__OBJECTIVE__.
Count lines holding the word "this". Only the number is wanted.

__DATASET__.
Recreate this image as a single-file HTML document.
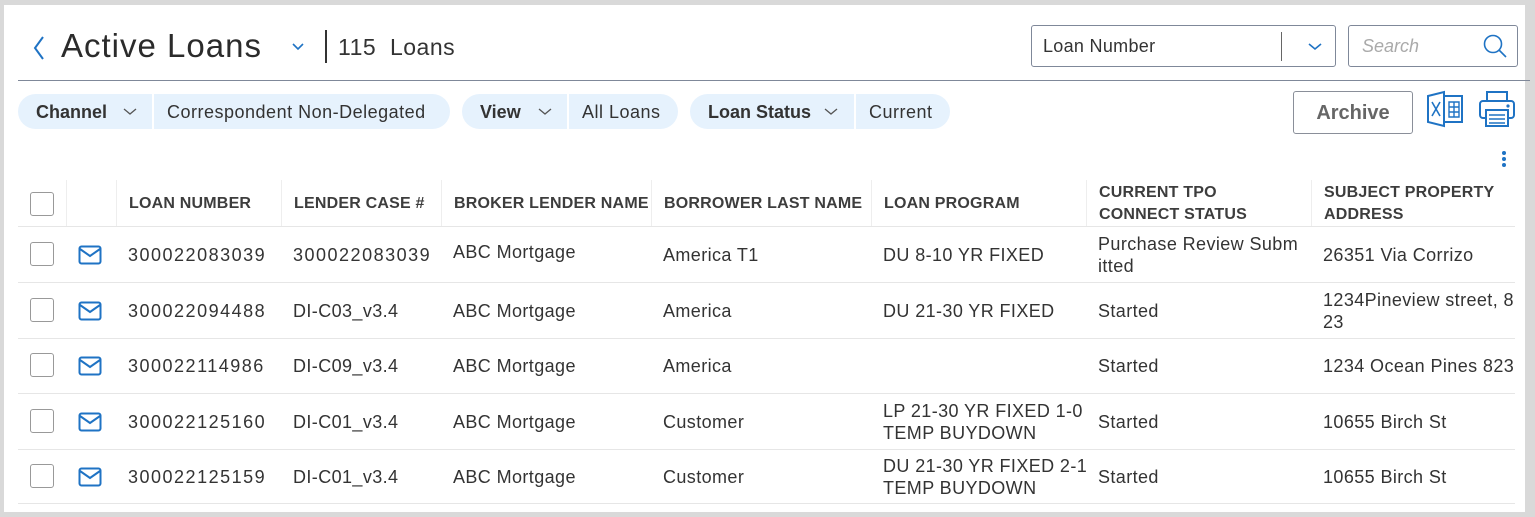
<!DOCTYPE html>
<html><head><meta charset="utf-8"><style>
*{box-sizing:border-box;margin:0;padding:0}
body{width:1535px;height:517px;background:#d9d9d9;font-family:"Liberation Sans",Arial,sans-serif;color:#333;position:relative;overflow:hidden}
.main{position:absolute;left:4px;top:5px;width:1521px;height:507px;background:#fff}
.a{position:absolute;white-space:nowrap}
.chip{position:absolute;top:94px;height:35px;background:#e6f2fd;font-size:18px;line-height:36px;letter-spacing:.5px;white-space:nowrap}
.hd{position:absolute;top:180px;height:47px;font-size:16px;font-weight:bold;color:#3d3d3d;display:flex;align-items:center;padding-left:12px;line-height:22px;border-left:1px solid #eee;letter-spacing:.2px;white-space:nowrap}
.row{position:absolute;left:18px;width:1497px;border-top:1px solid #e6e6e6}
.c{position:absolute;font-size:18px;line-height:22px;color:#333;letter-spacing:.4px;white-space:nowrap}
.n{letter-spacing:1.5px}
.cb{position:absolute;left:12px;width:24px;height:24px;border:1px solid #999;border-radius:3px;background:#fff}
</style></head><body>
<div class="main"></div>
<svg class="a" style="left:32px;top:35px" width="14" height="26"><path d="M11 2 L3 13 L11 24" fill="none" stroke="#1f73c4" stroke-width="2"/></svg>
<div class="a" style="left:61px;top:27px;font-size:33px;color:#2b2b2b;letter-spacing:1px">Active Loans</div>
<svg class="a" style="left:291px;top:42px" width="14" height="10"><path d="M2 2 L7 7 L12 2" fill="none" stroke="#1f73c4" stroke-width="1.6"/></svg>
<div class="a" style="left:325px;top:30px;width:2px;height:33px;background:#333"></div>
<div class="a" style="left:338px;top:34px;font-size:23px;color:#333;letter-spacing:.5px">115&nbsp; Loans</div>
<div class="a" style="left:1031px;top:25px;width:305px;height:42px;border:1px solid #7f8899;border-radius:3px"></div>
<div class="a" style="left:1043px;top:36px;font-size:18px;color:#333;letter-spacing:.3px">Loan Number</div>
<div class="a" style="left:1281px;top:32px;width:1px;height:29px;background:#666"></div>
<svg class="a" style="left:1307px;top:42px" width="16" height="10"><path d="M2 2 L8 7 L14 2" fill="none" stroke="#1f73c4" stroke-width="1.6"/></svg>
<div class="a" style="left:1348px;top:25px;width:170px;height:42px;border:1px solid #7f8899;border-radius:3px"></div>
<div class="a" style="left:1362px;top:36px;font-size:18px;color:#aaa;font-style:italic">Search</div>
<svg class="a" style="left:1482px;top:33px" width="26" height="26"><circle cx="11" cy="11" r="8.5" fill="none" stroke="#1f73c4" stroke-width="1.6"/><path d="M17 17 L24 24" stroke="#1f73c4" stroke-width="1.6"/></svg>
<div class="a" style="left:18px;top:80px;width:1512px;height:1px;background:#7f8899"></div>

<div class="chip" style="left:18px;width:134px;border-radius:18px 0 0 18px;padding-left:18px;font-weight:bold;letter-spacing:0">Channel</div>
<div class="chip" style="left:154px;width:296px;border-radius:0 18px 18px 0;padding-left:13px">Correspondent Non-Delegated</div>
<div class="chip" style="left:462px;width:105px;border-radius:18px 0 0 18px;padding-left:18px;font-weight:bold;letter-spacing:0">View</div>
<div class="chip" style="left:569px;width:109px;border-radius:0 18px 18px 0;padding-left:13px">All Loans</div>
<div class="chip" style="left:690px;width:164px;border-radius:18px 0 0 18px;padding-left:18px;font-weight:bold;letter-spacing:0">Loan Status</div>
<div class="chip" style="left:856px;width:94px;border-radius:0 18px 18px 0;padding-left:13px">Current</div>
<svg class="a" style="left:122px;top:107px" width="16" height="10"><path d="M2 2 L8 7 L14 2" fill="none" stroke="#555" stroke-width="1.3"/></svg>
<svg class="a" style="left:537px;top:107px" width="16" height="10"><path d="M2 2 L8 7 L14 2" fill="none" stroke="#555" stroke-width="1.3"/></svg>
<svg class="a" style="left:823px;top:107px" width="16" height="10"><path d="M2 2 L8 7 L14 2" fill="none" stroke="#555" stroke-width="1.3"/></svg>

<div class="a" style="left:1293px;top:91px;width:120px;height:43px;border:1px solid #8a8f99;border-radius:3px;font-size:20px;font-weight:bold;color:#666;text-align:center;line-height:43px">Archive</div>
<svg class="a" style="left:1426px;top:90px" width="40" height="38"><path d="M2 6 L18 2 L18 36 L2 32 Z" fill="#fff" stroke="#1f73c4" stroke-width="2"/><path d="M6 12 L14 26 M14 12 L6 26" stroke="#1f73c4" stroke-width="1.6"/><rect x="18" y="6" width="18" height="26" fill="none" stroke="#1f73c4" stroke-width="2"/><path d="M23 12 H33 V27 H23 Z M23 17 H33 M23 22 H33 M28 12 V27" fill="none" stroke="#1f73c4" stroke-width="1.4"/></svg>
<svg class="a" style="left:1478px;top:90px" width="38" height="38"><rect x="9" y="2" width="20" height="10" fill="none" stroke="#1f73c4" stroke-width="2"/><rect x="2" y="11" width="34" height="17" rx="3" fill="#fff" stroke="#1f73c4" stroke-width="2"/><circle cx="30" cy="16" r="1.6" fill="#1f73c4"/><rect x="8" y="20" width="22" height="16" fill="#fff" stroke="#1f73c4" stroke-width="2"/><path d="M11 25 H27 M11 29 H27 M11 33 H27" stroke="#1f73c4" stroke-width="1.4"/></svg>
<svg class="a" style="left:1501px;top:150px" width="6" height="18"><circle cx="3" cy="3" r="2" fill="#1f73c4"/><circle cx="3" cy="9" r="2" fill="#1f73c4"/><circle cx="3" cy="15" r="2" fill="#1f73c4"/></svg>

<div class="cb" style="left:30px;top:192px"></div>
<div class="hd" style="left:66px;width:50px"></div>
<div class="hd" style="left:116px;width:165px">LOAN NUMBER</div>
<div class="hd" style="left:281px;width:160px">LENDER CASE #</div>
<div class="hd" style="left:441px;width:210px">BROKER LENDER NAME</div>
<div class="hd" style="left:651px;width:220px">BORROWER LAST NAME</div>
<div class="hd" style="left:871px;width:215px">LOAN PROGRAM</div>
<div class="hd" style="left:1086px;width:225px">CURRENT TPO<br>CONNECT STATUS</div>
<div class="hd" style="left:1311px;width:204px">SUBJECT PROPERTY<br>ADDRESS</div>

<div class="row" style="top:226px;height:56px">
<div class="cb" style="top:15px"></div>
<svg class="a" style="left:60px;top:18px" width="24" height="20"><rect x="1.5" y="1.5" width="21" height="17" rx="2" fill="none" stroke="#1f73c4" stroke-width="2"/><path d="M2 4 L12 11 L22 4" fill="none" stroke="#1f73c4" stroke-width="2"/></svg>
<div class="c n" style="left:110px;top:17px">300022083039</div>
<div class="c n" style="left:275px;top:17px">300022083039</div>
<div class="c" style="left:435px;top:14px">ABC Mortgage</div>
<div class="c" style="left:645px;top:17px">America T1</div>
<div class="c" style="left:865px;top:17px">DU 8-10 YR FIXED</div>
<div class="c" style="left:1080px;top:6px">Purchase Review Subm<br>itted</div>
<div class="c" style="left:1305px;top:17px">26351 Via Corrizo</div>
</div>
<div class="row" style="top:282px;height:56px">
<div class="cb" style="top:15px"></div>
<svg class="a" style="left:60px;top:18px" width="24" height="20"><rect x="1.5" y="1.5" width="21" height="17" rx="2" fill="none" stroke="#1f73c4" stroke-width="2"/><path d="M2 4 L12 11 L22 4" fill="none" stroke="#1f73c4" stroke-width="2"/></svg>
<div class="c n" style="left:110px;top:17px">300022094488</div>
<div class="c" style="left:275px;top:17px">DI-C03_v3.4</div>
<div class="c" style="left:435px;top:17px">ABC Mortgage</div>
<div class="c" style="left:645px;top:17px">America</div>
<div class="c" style="left:865px;top:17px">DU 21-30 YR FIXED</div>
<div class="c" style="left:1080px;top:17px">Started</div>
<div class="c" style="left:1305px;top:6px">1234Pineview street, 8<br>23</div>
</div>
<div class="row" style="top:338px;height:55px">
<div class="cb" style="top:14px"></div>
<svg class="a" style="left:60px;top:17px" width="24" height="20"><rect x="1.5" y="1.5" width="21" height="17" rx="2" fill="none" stroke="#1f73c4" stroke-width="2"/><path d="M2 4 L12 11 L22 4" fill="none" stroke="#1f73c4" stroke-width="2"/></svg>
<div class="c n" style="left:110px;top:16px">300022114986</div>
<div class="c" style="left:275px;top:16px">DI-C09_v3.4</div>
<div class="c" style="left:435px;top:16px">ABC Mortgage</div>
<div class="c" style="left:645px;top:16px">America</div>
<div class="c" style="left:1080px;top:16px">Started</div>
<div class="c" style="left:1305px;top:16px">1234 Ocean Pines 823</div>
</div>
<div class="row" style="top:393px;height:56px">
<div class="cb" style="top:15px"></div>
<svg class="a" style="left:60px;top:18px" width="24" height="20"><rect x="1.5" y="1.5" width="21" height="17" rx="2" fill="none" stroke="#1f73c4" stroke-width="2"/><path d="M2 4 L12 11 L22 4" fill="none" stroke="#1f73c4" stroke-width="2"/></svg>
<div class="c n" style="left:110px;top:17px">300022125160</div>
<div class="c" style="left:275px;top:17px">DI-C01_v3.4</div>
<div class="c" style="left:435px;top:17px">ABC Mortgage</div>
<div class="c" style="left:645px;top:17px">Customer</div>
<div class="c" style="left:865px;top:6px">LP 21-30 YR FIXED 1-0<br>TEMP BUYDOWN</div>
<div class="c" style="left:1080px;top:17px">Started</div>
<div class="c" style="left:1305px;top:17px">10655 Birch St</div>
</div>
<div class="row" style="top:449px;height:55px;border-bottom:1px solid #e6e6e6">
<div class="cb" style="top:14px"></div>
<svg class="a" style="left:60px;top:17px" width="24" height="20"><rect x="1.5" y="1.5" width="21" height="17" rx="2" fill="none" stroke="#1f73c4" stroke-width="2"/><path d="M2 4 L12 11 L22 4" fill="none" stroke="#1f73c4" stroke-width="2"/></svg>
<div class="c n" style="left:110px;top:16px">300022125159</div>
<div class="c" style="left:275px;top:16px">DI-C01_v3.4</div>
<div class="c" style="left:435px;top:16px">ABC Mortgage</div>
<div class="c" style="left:645px;top:16px">Customer</div>
<div class="c" style="left:865px;top:5px">DU 21-30 YR FIXED 2-1<br>TEMP BUYDOWN</div>
<div class="c" style="left:1080px;top:16px">Started</div>
<div class="c" style="left:1305px;top:16px">10655 Birch St</div>
</div>
</body></html>
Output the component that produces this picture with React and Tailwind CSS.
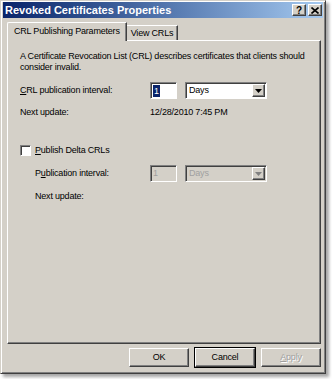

__OUTPUT OF THE TASK__.
2